Letter of the Day | Concerned about the quality of our politics
THE EDITOR, Madam:
Beyond the possible impending effect on our democracy that the destruction of the current Opposition, the People’s National Party, would have, we have another disaster in the form of a chronically low quality in our political representation and governance, both nationally and locally.
At our local level, the municipal corporation representation is seen as a glorified divisional organiser appointed by political parties to keep their election machinery active. These local representative functions continue to be overshadowed by central government, via members of parliament, to curry favour with constituents.
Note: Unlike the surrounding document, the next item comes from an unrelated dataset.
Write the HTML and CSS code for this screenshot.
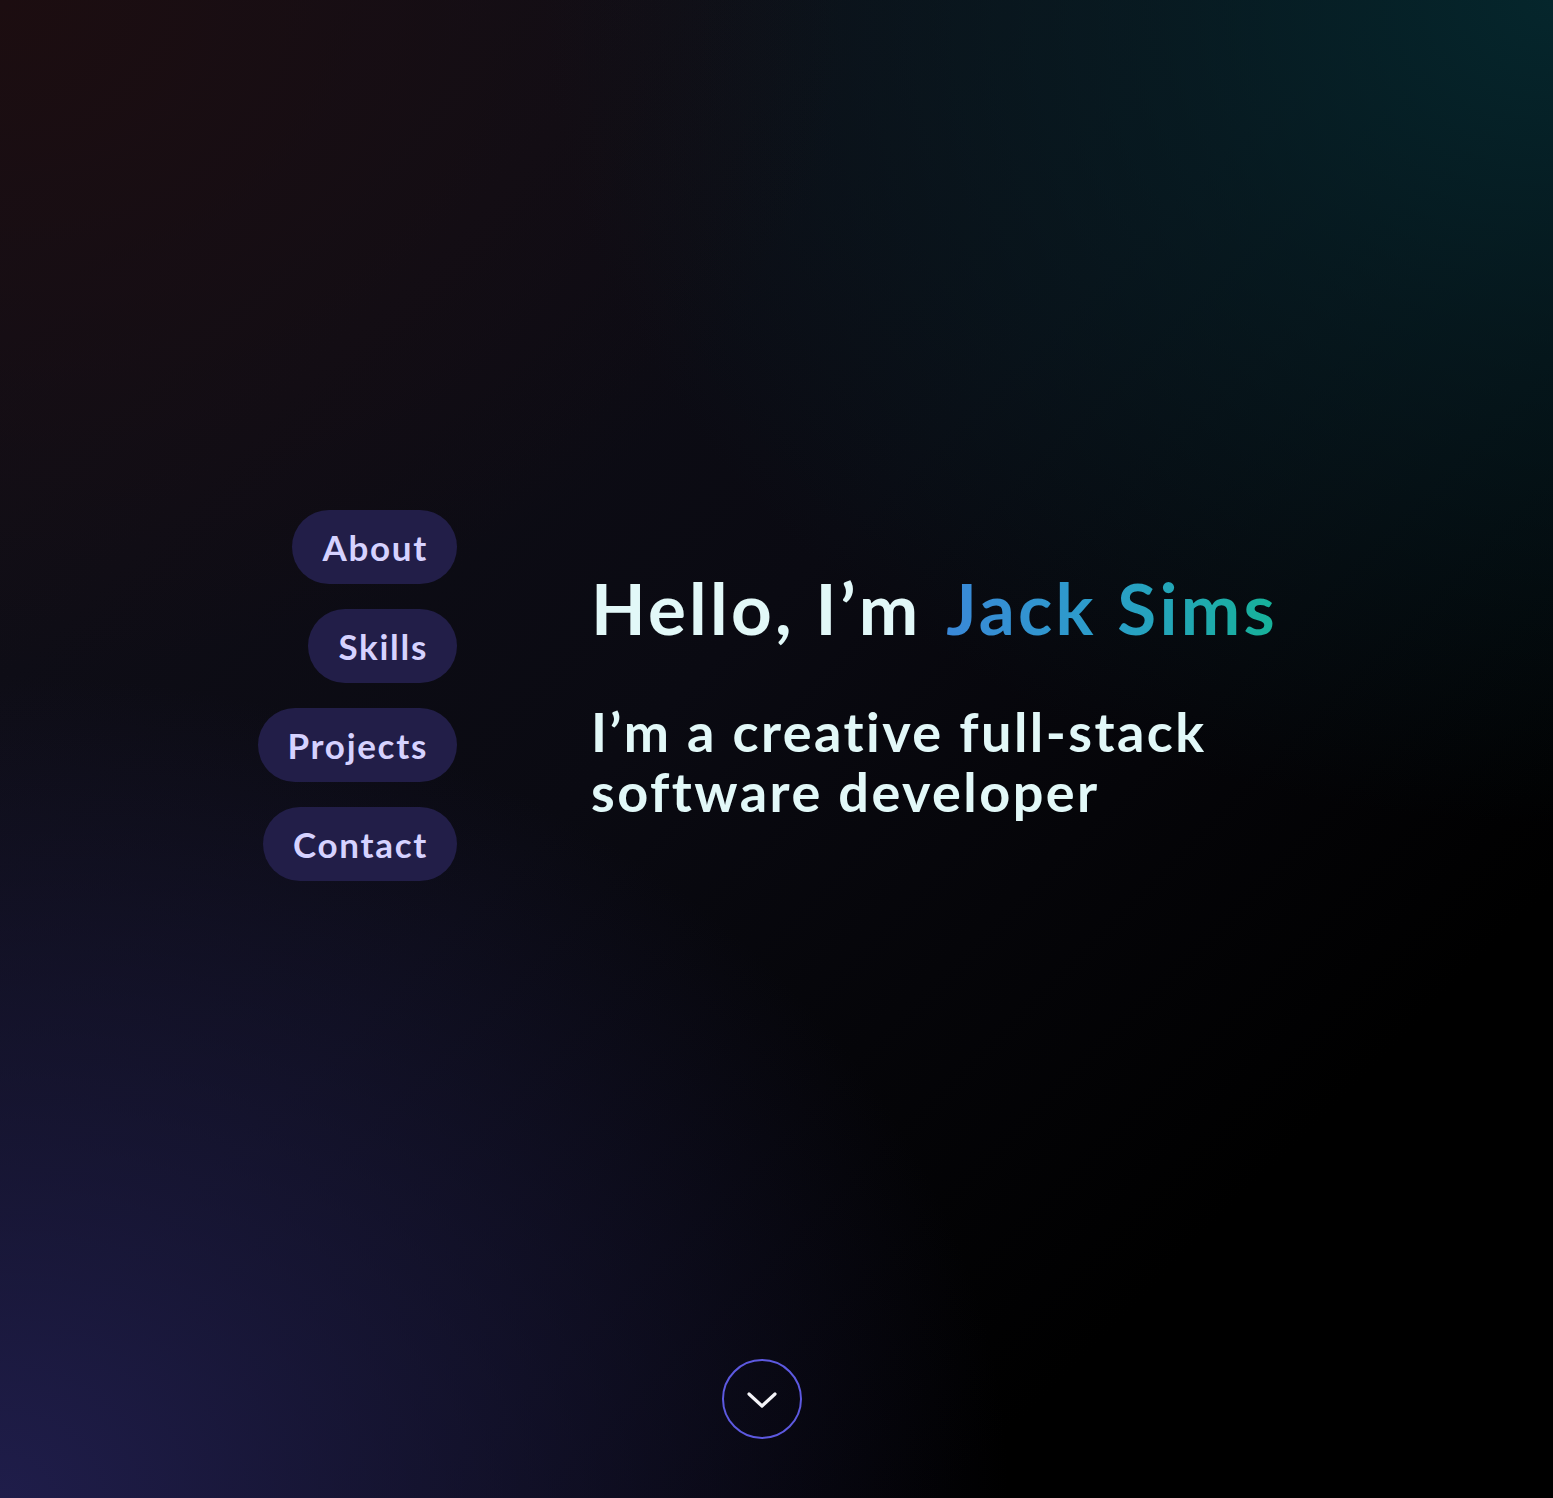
FILE: index.html
```html
<!DOCTYPE html>
<html lang="en">
<head>
<meta charset="utf-8">
<title>Jack Sims</title>
<link rel="stylesheet" href="styles.css">
</head>
<body>
<div class="page">
  <section class="hero">
    <nav class="nav">
      <a class="pill" href="#about">About</a>
      <a class="pill" href="#skills">Skills</a>
      <a class="pill" href="#projects">Projects</a>
      <a class="pill" href="#contact">Contact</a>
    </nav>
    <div class="intro">
      <h1 class="title">Hello, I’m <span class="name">Jack Sims</span></h1>
      <p class="tagline">I’m a creative full-stack<br>software developer</p>
    </div>
  </section>
  <div class="scroll-row">
    <a class="scroll" href="#about" aria-label="Scroll down">
      <svg width="32" height="20" viewBox="0 0 32 20" fill="none"><path d="M3 4 L16 16 L29 4" stroke="#f4f4f8" stroke-width="3.2" stroke-linecap="round" stroke-linejoin="round"/></svg>
    </a>
  </div>
</div>
</body>
</html>
```

FILE: styles.css
```css
html, body {
  margin: 0;
  padding: 0;
}
body {
  font-family: "Lato", "Noto Sans", sans-serif;
  background: #000;
}
.page {
  height: 1498px;
  display: flex;
  flex-direction: column;
  background:
    radial-gradient(ellipse 55% 45% at 0% 0%, #1c0d10 0%, rgba(28,13,16,0.6) 40%, rgba(28,13,16,0) 100%),
    radial-gradient(ellipse 65% 55% at 100% 0%, #05262c 0%, rgba(5,38,44,0.55) 40%, rgba(5,38,44,0) 100%),
    radial-gradient(ellipse 65% 55% at 0% 100%, #1f1d4a 0%, rgba(31,29,74,0.6) 40%, rgba(31,29,74,0) 100%),
    linear-gradient(135deg, #12101a 0%, #0a0a12 45%, #000 80%);
}
.hero {
  display: flex;
  align-items: flex-start;
  gap: 134px;
  padding: 510px 0 0 256px;
}
.nav {
  width: 201px;
  display: flex;
  flex-direction: column;
  align-items: flex-end;
  gap: 25px;
}
.pill {
  display: block;
  height: 74px;
  line-height: 74px;
  padding: 0 29px 0 30px;
  border-radius: 37px;
  background: #221e48;
  color: #d6d2ff;
  font-size: 35px;
  font-weight: 700;
  letter-spacing: 1.7px;
  text-decoration: none;
}
.intro {
  color: #e2f8f8;
  padding-top: 58px;
}
.title {
  margin: 0;
  font-size: 71px;
  font-weight: 700;
  line-height: 80px;
  letter-spacing: 3.3px;
}
.name {
  margin-left: 4px;
  background: linear-gradient(90deg, #3a88d8 0%, #2a9fc8 50%, #16b298 100%);
  -webkit-background-clip: text;
  background-clip: text;
  color: transparent;
}
.tagline {
  margin: 54px 0 0;
  font-size: 54px;
  font-weight: 700;
  line-height: 60px;
  letter-spacing: 2.45px;
}
.scroll-row {
  display: flex;
  justify-content: center;
  padding-right: 29px;
  margin-top: 478px;
}
.scroll {
  width: 76px;
  height: 76px;
  border: 2px solid #5d59e0;
  border-radius: 50%;
  display: flex;
  align-items: center;
  justify-content: center;
}
.scroll svg {
  margin-top: 2px;
}
```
The local reps are usually less educated but deeply passionate about their communities, often lacking any substantial knowledge about government and governance.
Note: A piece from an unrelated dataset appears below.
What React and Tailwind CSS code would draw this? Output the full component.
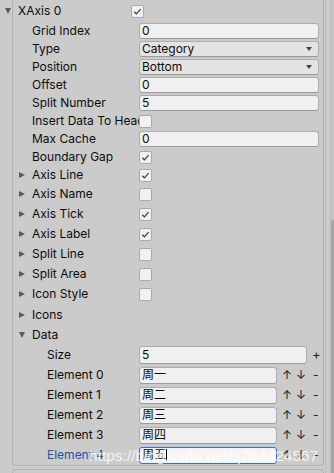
import React from 'react';

const FONT = "font-['Inter','Noto_Sans_CJK_SC',sans-serif]";

// ── small drawings ────────────────────────────────────────────────────────────
const Tri = ({ open }) =>
  open ? (
    <span className="inline-block w-0 h-0 border-l-[3.5px] border-r-[3.5px] border-t-[6px] border-l-transparent border-r-transparent border-t-[#5a5a5a]" />
  ) : (
    <span className="inline-block w-0 h-0 border-t-[3.5px] border-b-[3.5px] border-l-[6px] border-t-transparent border-b-transparent border-l-[#5a5a5a]" />
  );

const Check = ({ on }) => (
  <div className="w-[13px] h-[13px] bg-[#f1f1f1] border border-[#a9a9a9] rounded-[2px] flex items-center justify-center">
    {on && (
      <svg width="9" height="9" viewBox="0 0 9 9">
        <path d="M1.3 4.8 L3.4 6.8 L7.6 2.2" fill="none" stroke="#3a3a3a" strokeWidth="1.2" />
      </svg>
    )}
  </div>
);

const Field = ({ value, w = 'w-[180px]', h = 'h-[16px]', focus = false }) => (
  <div
    className={`${w} ${h} rounded-[3px] border flex items-center px-[2px] ${
      focus ? 'bg-[#f4f4f4] border-[#3d6fb0]' : 'bg-[#f0f0f0] border-[#adadad] border-b-[#9c9c9c]'
    }`}
  >
    <span className="leading-none">{value}</span>
    {focus && <span className="w-px h-[12px] bg-black" />}
  </div>
);

const Dropdown = ({ value }) => (
  <div className="w-[180px] h-[16px] rounded-[3px] border border-[#adadad] border-b-[#9a9a9a] bg-[#e3e3e3] flex items-center justify-between pl-[2px] pr-[6px]">
    <span className="leading-none">{value}</span>
    <span className="w-0 h-0 border-l-[3.5px] border-r-[3.5px] border-t-[4px] border-l-transparent border-r-transparent border-t-[#444]" />
  </div>
);

// ── row ───────────────────────────────────────────────────────────────────────
const Row = ({ h = 'h-[18px]', pad, arrow, label, labelColor = '', children }) => (
  <div className={`flex items-center ${h}`}>
    <div className={`w-[126px] flex items-center whitespace-nowrap overflow-hidden ${pad}`}>
      {arrow !== undefined && (
        <span className="w-[13px] flex items-center">
          <Tri open={arrow} />
        </span>
      )}
      <span className={labelColor}>{label}</span>
    </div>
    {children}
  </div>
);

const Arrows = () => (
  <div className="flex items-center ml-[5px] text-[12px] text-[#222]">
    <span className="w-[14px]">↑</span>
    <span className="w-[15px]">↓</span>
    <span className="ml-[2px]">-</span>
  </div>
);

const foldouts = [
  ['Axis Line', true],
  ['Axis Name', false],
  ['Axis Tick', true],
  ['Axis Label', true],
  ['Split Line', false],
  ['Split Area', false],
  ['Icon Style', false],
];

const elements = ['周一', '周二', '周三', '周四'];

export default function App() {
  return (
    <div className={`w-[334px] h-[473px] bg-[#cbcbcb] relative overflow-hidden flex text-[12px] text-[#0b0b0b] ${FONT}`}>
      {/* inspector column */}
      <div className="w-[324px] flex flex-col pl-[12px]">
        <div className="h-[467px] border-l border-r border-b border-[#b3b3b3] rounded-bl-[4px] rounded-br-[4px]">
          {/* header */}
          <div className="flex items-center h-[22px]">
            <div className="w-[126px] flex items-center -ml-[8px]">
              <span className="w-[13px] flex items-center">
                <Tri open />
              </span>
              <span>XAxis 0</span>
            </div>
            <Check on />
          </div>

          <Row pad="pl-[19px]" label="Grid Index"><Field value="0" /></Row>
          <Row pad="pl-[19px]" label="Type"><Dropdown value="Category" /></Row>
          <Row pad="pl-[19px]" label="Position"><Dropdown value="Bottom" /></Row>
          <Row pad="pl-[19px]" label="Offset"><Field value="0" /></Row>
          <Row pad="pl-[19px]" label="Split Number"><Field value="5" /></Row>
          <Row pad="pl-[19px]" label="Insert Data To Head"><Check /></Row>
          <Row pad="pl-[19px]" label="Max Cache"><Field value="0" /></Row>
          <Row pad="pl-[19px]" label="Boundary Gap"><Check on /></Row>

          {foldouts.map(([name, on], i) => (
            <Row key={name} h={i === 0 ? 'h-[18px]' : 'h-[20px]'} pad="pl-[6px]" arrow={false} label={name}>
              <Check on={on} />
            </Row>
          ))}
          <Row h="h-[21px]" pad="pl-[6px]" arrow={false} label="Icons" />
          <Row h="h-[20px]" pad="pl-[6px]" arrow label="Data" />

          <Row h="h-[20px]" pad="pl-[34px]" label="Size">
            <Field value="5" w="w-[168px]" h="h-[18px]" />
            <span className="ml-[5px] text-[13px] text-[#222]">+</span>
          </Row>
          {elements.map((v, i) => (
            <Row key={i} h="h-[20px]" pad="pl-[34px]" label={`Element ${i}`}>
              <Field value={v} w="w-[138px]" h="h-[17px]" />
              <Arrows />
            </Row>
          ))}
          <Row h="h-[20px]" pad="pl-[34px]" label="Element 4" labelColor="text-[#1d56a5]">
            <Field value="周五" w="w-[138px]" h="h-[17px]" focus />
            <Arrows />
          </Row>
        </div>
        <div className="mt-[3px] h-[10px] border-l border-r border-t border-[#b3b3b3] rounded-tl-[4px] rounded-tr-[4px]" />
      </div>

      {/* scrollbar */}
      <div className="flex-1 flex border-l border-[#bdbdbd] ml-px">
        <div className="w-[4px]" />
        <div className="flex-1 flex flex-col border-l border-[#bcbcbc] bg-[#c4c4c4]">
          <div className="h-[220px]" />
          <div className="flex-1 bg-[#a6a6a6] rounded-tl-[2px]" />
        </div>
      </div>

      {/* watermark */}
      <div className="absolute left-[89px] top-[444px] text-[15.5px] text-white/80 font-['Liberation_Sans',sans-serif] whitespace-nowrap pointer-events-none">
        https://blog.csdn.net/q764424567
      </div>
    </div>
  );
}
We should be additionally concerned that our local reps, with years of representational experience, are continuously overlooked by the political parties for promotion to the House of Representatives.
The Upper House, the Senate, is a prime example of decline, with the establishment political parties continuing to thwart the initial concept by their perplexing political appointments of defeated politicians, party activists and future candidates. The debates and exchanges on legislative matters seem almost pedestrian. The upper chamber was meant to be a legislative buffer of independent professionals or civic-minded folks, not a compost heap.
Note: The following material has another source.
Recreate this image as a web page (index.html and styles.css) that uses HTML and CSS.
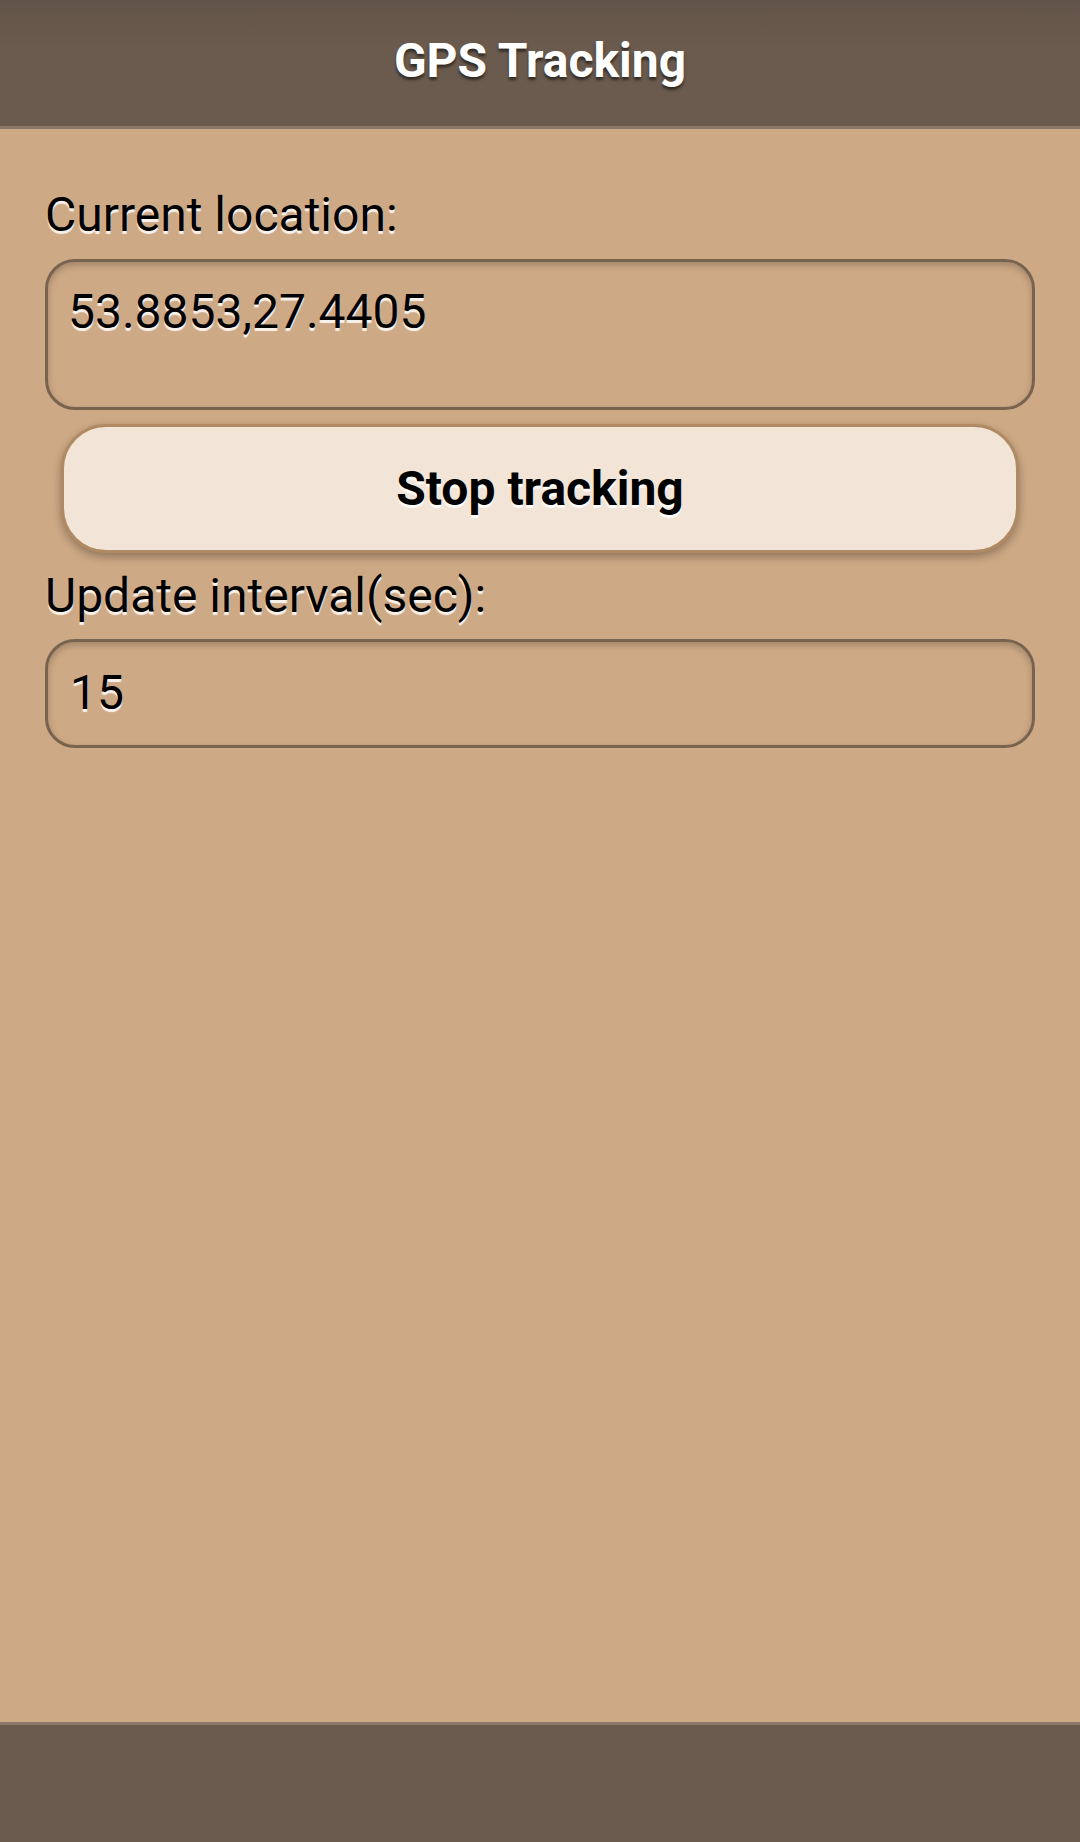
FILE: index.html
```html
<!DOCTYPE html>
<html>
<head>
<meta charset="utf-8">
<link rel="stylesheet" href="styles.css">
</head>
<body>
<div class="page">
  <header class="bar header">
    <h1 class="title">GPS Tracking</h1>
  </header>
  <main class="content">
    <label class="label">Current location:</label>
    <div class="field field-area">53.8853,27.4405</div>
    <div class="btn">Stop tracking</div>
    <label class="label">Update interval(sec):</label>
    <div class="field field-line">15</div>
  </main>
  <footer class="bar footer"></footer>
</div>
</body>
</html>
```

FILE: styles.css
```css
html, body {
  margin: 0;
  padding: 0;
}
body {
  width: 1080px;
  height: 1842px;
  font-family: Roboto, "Liberation Sans", sans-serif;
  background: #cea985;
}
.page {
  display: flex;
  flex-direction: column;
  height: 1842px;
}
.bar {
  background: #6b5b4e;
}
.header {
  height: 126px;
  border-bottom: 3px solid #8a7767;
  background: linear-gradient(#635449, #6b5b4e 40%);
  display: flex;
  align-items: center;
  justify-content: center;
}
.title {
  margin: 0 0 4px 0;
  font-size: 48px;
  line-height: 1.2;
  font-weight: 700;
  color: #ffffff;
  text-shadow: 0 3px 3px rgba(0, 0, 0, 0.55);
}
.content {
  flex: 1;
  padding: 57px 45px 0 45px;
  display: flex;
  flex-direction: column;
}
.label {
  display: block;
  font-size: 48px;
  line-height: 1.2;
  color: #000;
  text-shadow: 0 3px 1px rgba(255, 255, 255, 0.85);
  margin-bottom: 15px;
}
.field {
  box-sizing: border-box;
  border: 3px solid #78634f;
  border-radius: 30px;
  background: #cea985;
  box-shadow: inset 0 3px 7px rgba(0, 0, 0, 0.22);
  font-size: 48px;
  line-height: 1.2;
  color: #000;
  text-shadow: 0 3px 1px rgba(255, 255, 255, 0.85);
  padding: 21px 20px 0 20px;
}
.field-area {
  height: 151px;
}
.field-line {
  height: 109px;
  padding-top: 22px;
  padding-left: 22px;
}
.btn {
  box-sizing: border-box;
  margin: 14px 16px 14px 16px;
  height: 129px;
  border: 3px solid #b08a63;
  border-radius: 45px;
  background: #f2e4d6;
  box-shadow: 0 4px 10px rgba(0, 0, 0, 0.3);
  display: flex;
  align-items: center;
  justify-content: center;
  font-size: 48px;
  font-weight: 700;
  color: #000;
  text-shadow: 0 3px 1px rgba(255, 255, 255, 0.9);
}
.footer {
  height: 117px;
  border-top: 3px solid #8a7767;
}
```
Last, the Lower House, having the better crop of representation with older professional, and tertiary-educated folks, seemingly lacks boldness to go against the party line and fails to mirror the changing sentiments of their younger, more modern constituents. There is an unwillingness to be creative with policy, as many laws get dragged from colonial times to be applied now and reforms being done piecemeal.
There is no need for us to implement any stringent requirements for entry into political representation, as any Jamaican citizen must have a right to run for public office and offer themselves for service. However, we must demand political parties to emphasise the need for candidates to be sufficiently groomed and empowered with the knowledge about our government systems, and governance is general.
As a developing State, we must support engagement at an early age with civics and government in schools, plus continued, wholesome youth participation from the community to the national levels. As we better the stock quality in the citizenry, surely, we will see a marked improvement over time as the selected few offers themselves to represent the masses.